Trivia: This logo is based on the 1961 logo, but with certain differences.
Variant: At one point, the word "presents" appear underneath the logo.
Technique: Traditional animation.
Music/Sounds: A short "ringing" sound, followed by a gently tinkling woodwind, riding cymbals, and harpsichord scale, ending with a single orchestra hit.
- Sometimes the "ringing" sound is skipped.
- Another abridged variant of the theme exists.
Availability: Same as above. This appears on Me-TV's reruns and the DVD of The Big Valley. It also appeared on the series Monty Nash, which was last seen on Talking Pictures TV in 2020.
6th Logo (1984-1989)
Logo: On a black background, we see four large 2D red stars, one-by-one, zoom by from left to right at an angle. As the 4th star appears, the number “4” comes from the right and attaches itself to the star. The background then gets spotlit with lavender, and three lines (the first slightly thicker than the others) pass over the logo and settle under, wiping the silver words “FOUR” and “STAR" to the left and right of the logo, respectively. The logo later “shines”.

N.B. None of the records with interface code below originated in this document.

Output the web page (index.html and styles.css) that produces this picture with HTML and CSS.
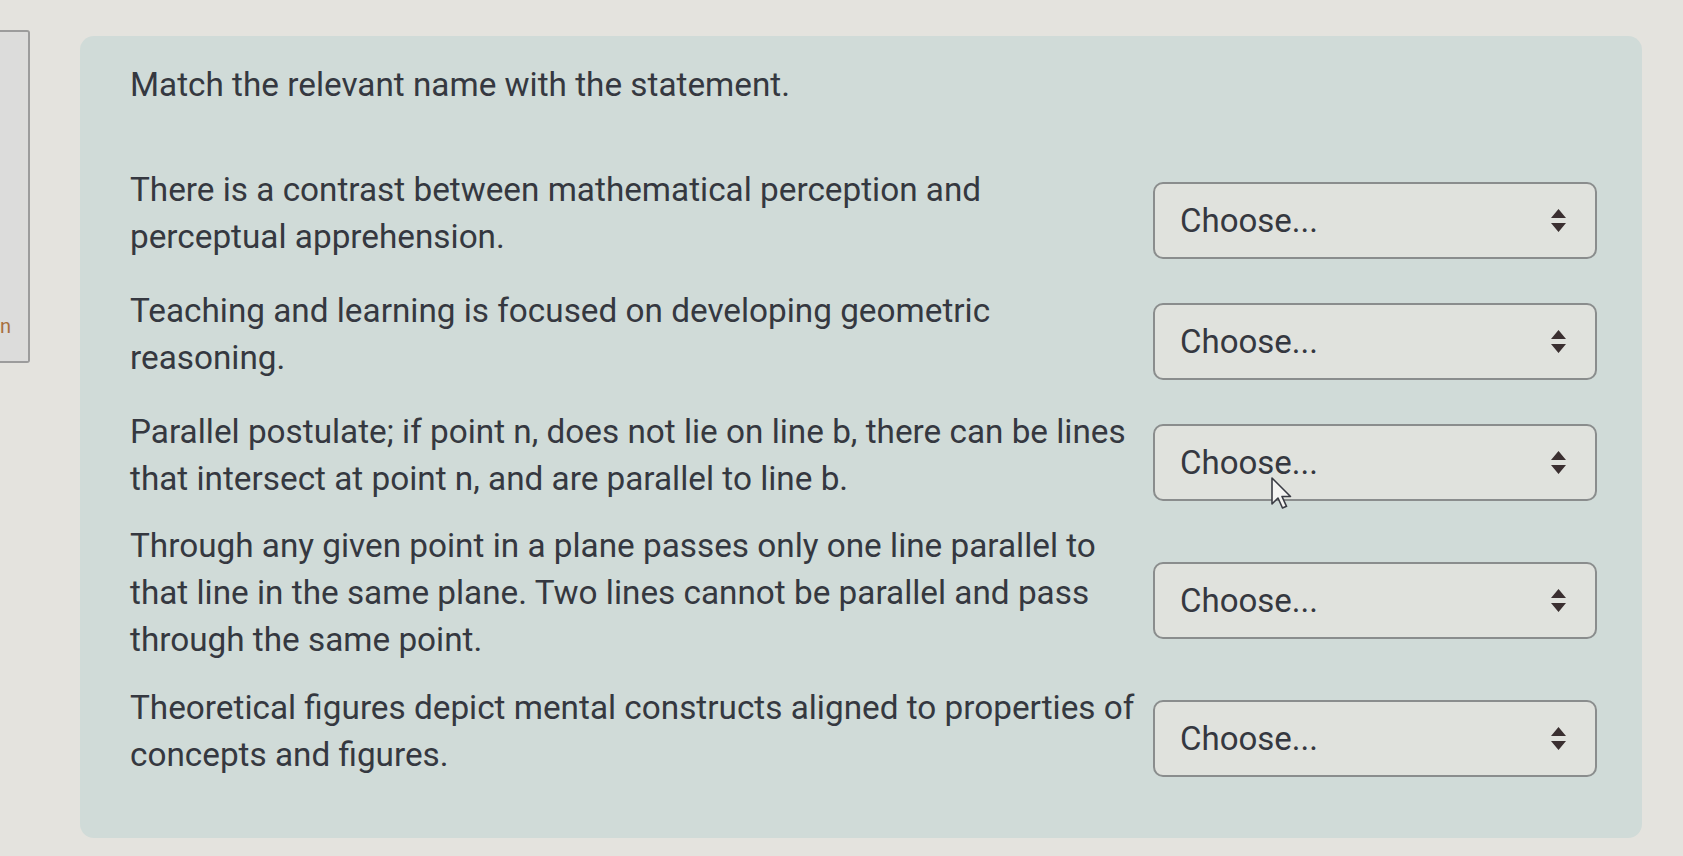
FILE: index.html
```html
<!DOCTYPE html>
<html lang="en">
<head>
<meta charset="utf-8">
<title>Match question</title>
<link rel="stylesheet" href="styles.css">
</head>
<body>
<div class="page">
  <aside class="stub"><span class="stub-mark">n</span></aside>
  <main class="panel">
    <p class="title">Match the relevant name with the statement.</p>
    <div class="rows">
      <div class="row">
        <div class="stmt">There is a contrast between mathematical perception and<br>perceptual apprehension.</div>
        <div class="ctl"><div class="select"><span>Choose...</span><svg class="arrows" width="15" height="23" viewBox="0 0 15 23"><path d="M7.5 0 L15 9 L0 9 Z M0 14 L15 14 L7.5 23 Z"/></svg></div></div>
      </div>
      <div class="row">
        <div class="stmt">Teaching and learning is focused on developing geometric<br>reasoning.</div>
        <div class="ctl"><div class="select"><span>Choose...</span><svg class="arrows" width="15" height="23" viewBox="0 0 15 23"><path d="M7.5 0 L15 9 L0 9 Z M0 14 L15 14 L7.5 23 Z"/></svg></div></div>
      </div>
      <div class="row">
        <div class="stmt">Parallel postulate; if point n, does not lie on line b, there can be lines<br>that intersect at point n, and are parallel to line b.</div>
        <div class="ctl"><div class="select"><span>Choose...</span><svg class="arrows" width="15" height="23" viewBox="0 0 15 23"><path d="M7.5 0 L15 9 L0 9 Z M0 14 L15 14 L7.5 23 Z"/></svg></div></div>
      </div>
      <div class="row">
        <div class="stmt">Through any given point in a plane passes only one line parallel to<br>that line in the same plane. Two lines cannot be parallel and pass<br>through the same point.</div>
        <div class="ctl"><div class="select"><span>Choose...</span><svg class="arrows" width="15" height="23" viewBox="0 0 15 23"><path d="M7.5 0 L15 9 L0 9 Z M0 14 L15 14 L7.5 23 Z"/></svg></div></div>
      </div>
      <div class="row">
        <div class="stmt">Theoretical figures depict mental constructs aligned to properties of<br>concepts and figures.</div>
        <div class="ctl"><div class="select"><span>Choose...</span><svg class="arrows" width="15" height="23" viewBox="0 0 15 23"><path d="M7.5 0 L15 9 L0 9 Z M0 14 L15 14 L7.5 23 Z"/></svg></div></div>
      </div>
    </div>
  </main>
</div>
<svg class="cursor" width="22" height="33" viewBox="0 0 22 33"><path d="M1 1 L1 27 L7 21 L11.5 31 L15.5 29.3 L11 19.5 L19.5 19.5 Z"/></svg>
</body>
</html>
```
FILE: styles.css
```css
html, body {
  margin: 0;
  padding: 0;
}

body {
  background: #e4e3de;
  font-family: Roboto, "Liberation Sans", Arial, sans-serif;
  color: #353840;
  position: relative;
}

.page {
  display: flex;
  align-items: flex-start;
  width: 1683px;
  height: 856px;
  overflow: hidden;
}

.stub {
  flex: none;
  width: 30px;
  height: 333px;
  margin-top: 30px;
  box-sizing: border-box;
  border: 2px solid #9c9c9c;
  border-left: none;
  border-radius: 0 3px 3px 0;
  background: #dcdcdb;
  overflow: hidden;
  display: flex;
  flex-direction: column;
  justify-content: flex-end;
  padding-bottom: 24px;
}

.stub-mark {
  display: block;
  margin-left: 0;
  font-size: 20px;
  line-height: 22px;
  color: #a8703f;
}

.panel {
  flex: none;
  margin-left: 50px;
  margin-top: 36px;
  width: 1562px;
  height: 802px;
  box-sizing: border-box;
  background: #d0dbd8;
  border-radius: 14px;
  padding: 25px 45px 0 50px;
}

.title {
  margin: 0;
  font-size: 33.3px;
  line-height: 47px;
}

.rows {
  margin-top: 44px;
}

.row {
  display: grid;
  grid-template-columns: 1fr 444px;
  align-items: center;
}

.stmt {
  padding: 7px 0;
  font-size: 33.3px;
  line-height: 47px;
  white-space: nowrap;
}

.ctl {
  padding: 30px 0 14px;
}

.select {
  height: 77px;
  box-sizing: border-box;
  border: 2px solid #8a8d8d;
  border-radius: 10px;
  background: #e0e2dd;
  display: flex;
  align-items: center;
  justify-content: space-between;
  padding: 0 29px 0 25px;
  font-size: 33px;
  color: #353840;
}

.arrows {
  display: block;
  fill: #3a2f30;
}

.cursor {
  position: absolute;
  left: 1271px;
  top: 477px;
  fill: #f4f4f2;
  stroke: #3a3c44;
  stroke-width: 1.6;
  stroke-linejoin: round;
}
```
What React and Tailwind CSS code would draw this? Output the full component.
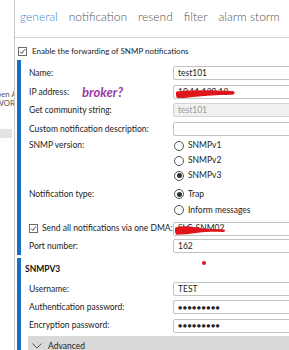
import React from 'react';

function CheckBox({ checked }) {
    return (
        <span className="w-[9px] h-[9px] shrink-0 border border-[#6b6b6b] bg-white flex items-center justify-center">
            {checked && (
                <svg width="7" height="7" viewBox="0 0 7 7">
                    <path d="M1 3.6 L2.8 5.4 L6 1.3" fill="none" stroke="#333" strokeWidth="0.9" />
                </svg>
            )}
        </span>
    );
}

function Radio({ checked, label }) {
    return (
        <div className="flex items-center gap-[4px] pl-[1px]">
            <span className="w-[10px] h-[10px] rounded-full border border-[#555] bg-white flex items-center justify-center">
                {checked && <span className="w-[5px] h-[5px] rounded-full bg-[#333]" />}
            </span>
            <span className="text-[8.5px] text-[#222]">{label}</span>
        </div>
    );
}

function Field({ value, disabled, password, children }) {
    return (
        <div
            className={`relative h-[14px] mr-[-12px] rounded-[2px] border flex items-center pl-[4px] text-[8.5px] overflow-hidden ${
                disabled ? 'bg-[#f0f0f0] border-[#d4d4d4] text-[#9a9a9a]' : 'bg-white border-[#c2c2c2] text-[#222]'
            }`}
        >
            {password ? <span className="tracking-[0.5px] text-[7px]">●●●●●●●●●</span> : value}
            {children}
        </div>
    );
}

// label | control row, label column ends where inputs begin
function Row({ label, height, children }) {
    return (
        <div className={`grid grid-cols-[144px_1fr] items-center ${height}`}>
            <span className="text-[8.5px] text-[#222] whitespace-nowrap">{label}</span>
            <div>{children}</div>
        </div>
    );
}

export default function App() {
    const tabs = ['general', 'notification', 'resend', 'filter', 'alarm storm'];

    return (
        <div className="w-[289px] h-[350px] overflow-hidden bg-white flex font-[Lato,sans-serif]">
            {/* Left edge of the neighbouring pane */}
            <div className="w-[15px] shrink-0 border-r border-[#c8c8c8] flex flex-col pt-[90px] text-[8px] text-[#555] overflow-hidden">
                <div className="flex justify-end whitespace-nowrap leading-[9px]">
                    <span className="mr-[-3px]">Open A</span>
                </div>
                <div className="flex justify-end whitespace-nowrap leading-[9px]">
                    <span className="mr-[-1px]">WOR</span>
                </div>
                <div className="mt-[21px] h-[9px] mr-[2px] bg-[#e3e3e3]" />
            </div>

            <div className="flex-1 min-w-0 flex flex-col">
                {/* Tabs */}
                <div className="h-[38px] shrink-0 border-b border-[#d2d2d2] flex items-center gap-[11px] pl-[5px] pb-[3px] text-[12px] font-light whitespace-nowrap">
                    {tabs.map((t, i) => (
                        <span key={t} className={i === 0 ? 'text-[#3d8ad0]' : 'text-[#555]'}>
                            {t}
                        </span>
                    ))}
                </div>

                {/* Enable row */}
                <div className="h-[22px] shrink-0 flex items-start pt-[9px] pl-[3px] gap-[5px]">
                    <CheckBox checked />
                    <span className="text-[8px] leading-[9px] text-[#222] whitespace-nowrap">
                        Enable the forwarding of SNMP notifications
                    </span>
                </div>

                {/* Main settings */}
                <div className="ml-[2px] h-[195px] shrink-0 border-l-[4px] border-[#1a6fc2] pl-[8px] pt-[4px] flex flex-col">
                    <Row label="Name:" height="h-[18.6px]">
                        <Field value="test101" />
                    </Row>
                    <Row
                        label={
                            <span className="flex items-center">
                                IP address:
                                <span className="ml-[13px] text-[13px] font-bold italic text-[#9b3aa6]">broker?</span>
                            </span>
                        }
                        height="h-[18.6px]"
                    >
                        <Field value="10.11.120.18">
                            <svg className="absolute left-[2px] top-[3px]" width="60" height="10" viewBox="0 0 60 10">
                                <path d="M0.5 2.5 C 12 0.8, 34 1, 57 2 C 59.5 3, 59 5.5, 56 5.8 C 38 5.8, 18 7.5, 2 9.8 C -0.5 8, -0.5 4, 0.5 2.5 Z" fill="#e0151b" />
                            </svg>
                        </Field>
                    </Row>
                    <Row label="Get community string:" height="h-[18.6px]">
                        <Field value="test101" disabled />
                    </Row>
                    <Row label="Custom notification description:" height="h-[18.6px]">
                        <Field value="" />
                    </Row>

                    <Row label="SNMP version:" height="h-[15px]">
                        <Radio label="SNMPv1" />
                    </Row>
                    <Row label="" height="h-[15px]">
                        <Radio label="SNMPv2" />
                    </Row>
                    <Row label="" height="h-[15px]">
                        <Radio label="SNMPv3" checked />
                    </Row>

                    <div className="mt-[3px]">
                        <Row label="Notification type:" height="h-[16px]">
                            <Radio label="Trap" checked />
                        </Row>
                        <Row label="" height="h-[16px]">
                            <Radio label="Inform messages" />
                        </Row>
                    </div>

                    <div className="mt-[2px]">
                        <Row
                            label={
                                <span className="flex items-center gap-[4px]">
                                    <CheckBox checked />
                                    Send all notifications via one DMA:
                                </span>
                            }
                            height="h-[17px]"
                        >
                            <Field value="SLC-SNM02">
                                <svg className="absolute left-[1px] top-[2px]" width="52" height="10" viewBox="0 0 52 10">
                                    <path d="M0.5 2.5 C 6 0.8, 16 1, 24 3 C 32 4, 42 4, 49 4.5 C 51 5.5, 50 7, 47 7 C 38 6.5, 30 7, 23 7.8 C 15 8.8, 7 9.8, 1.5 9.8 C -0.5 8, -0.5 4, 0.5 2.5 Z" fill="#e0151b" />
                                </svg>
                            </Field>
                        </Row>
                        <Row label="Port number:" height="h-[18px]">
                            <Field value="162" />
                        </Row>
                    </div>
                </div>

                {/* SNMPv3 credentials */}
                <div className="relative ml-[2px] mt-[3px] flex-1 border-l-[4px] border-[#1a6fc2] flex flex-col">
                    <span className="absolute left-[181px] top-[3px] w-[4px] h-[4px] rounded-full bg-[#e3161b]" />
                    <div className="h-[22px] pl-[4px] pt-[1px] flex items-center text-[8.5px] font-bold text-[#111]">
                        SNMPV3
                    </div>
                    <div className="pl-[8px]">
                        <Row label="Username:" height="h-[18.3px]">
                            <Field value="TEST" />
                        </Row>
                        <Row label="Authentication password:" height="h-[18.3px]">
                            <Field password />
                        </Row>
                        <Row label="Encryption password:" height="h-[18.3px]">
                            <Field password />
                        </Row>
                    </div>
                    <div className="ml-[7px] mt-[1px] h-[20px] bg-[#d9d9d9] flex items-center gap-[6px] pl-[4px] text-[8.5px] text-[#222]">
                        <svg width="10" height="6" viewBox="0 0 10 6">
                            <path d="M0.5 0.5 L5 5 L9.5 0.5" fill="none" stroke="#444" strokeWidth="0.9" />
                        </svg>
                        Advanced
                    </div>
                </div>
            </div>
        </div>
    );
}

- A shortened variant with the logo completely formed exists.
- A rare opening variant is used at the beginning of some colorized/Stereo-simulated prints of classic films in which the Four Star logo, the company name, and "STEREO" (which is silver, but not set in the same typeface) flash in one-by-one in the bottom right corner.
- On several episodes of Matchmaker, the first half of this logo is superimposed on the closing credits.
Technique: CGI animation.
- A rising new-age synth theme that sounds like THX's "Deep Note".
- On Matchmaker, Bill Armstrong (later Susan Tangman?) would announce, "Matchmaker is a Four Star production".
Availability: Very rare. Four Star’s output was coming to an end by this time. This was last seen on 1984-1985 episodes of Mad Movies with the L.A. Connection, as well as mid-'80s prints of the game shows Liar’s Club and Matchmaker, and the 1987 colorized version of Scrooge in syndication, as well on the 1997 Canadian VHS of the B&W version. It made a surprise appearance at the end of a Talking Pictures TV airing of The Demon (1979).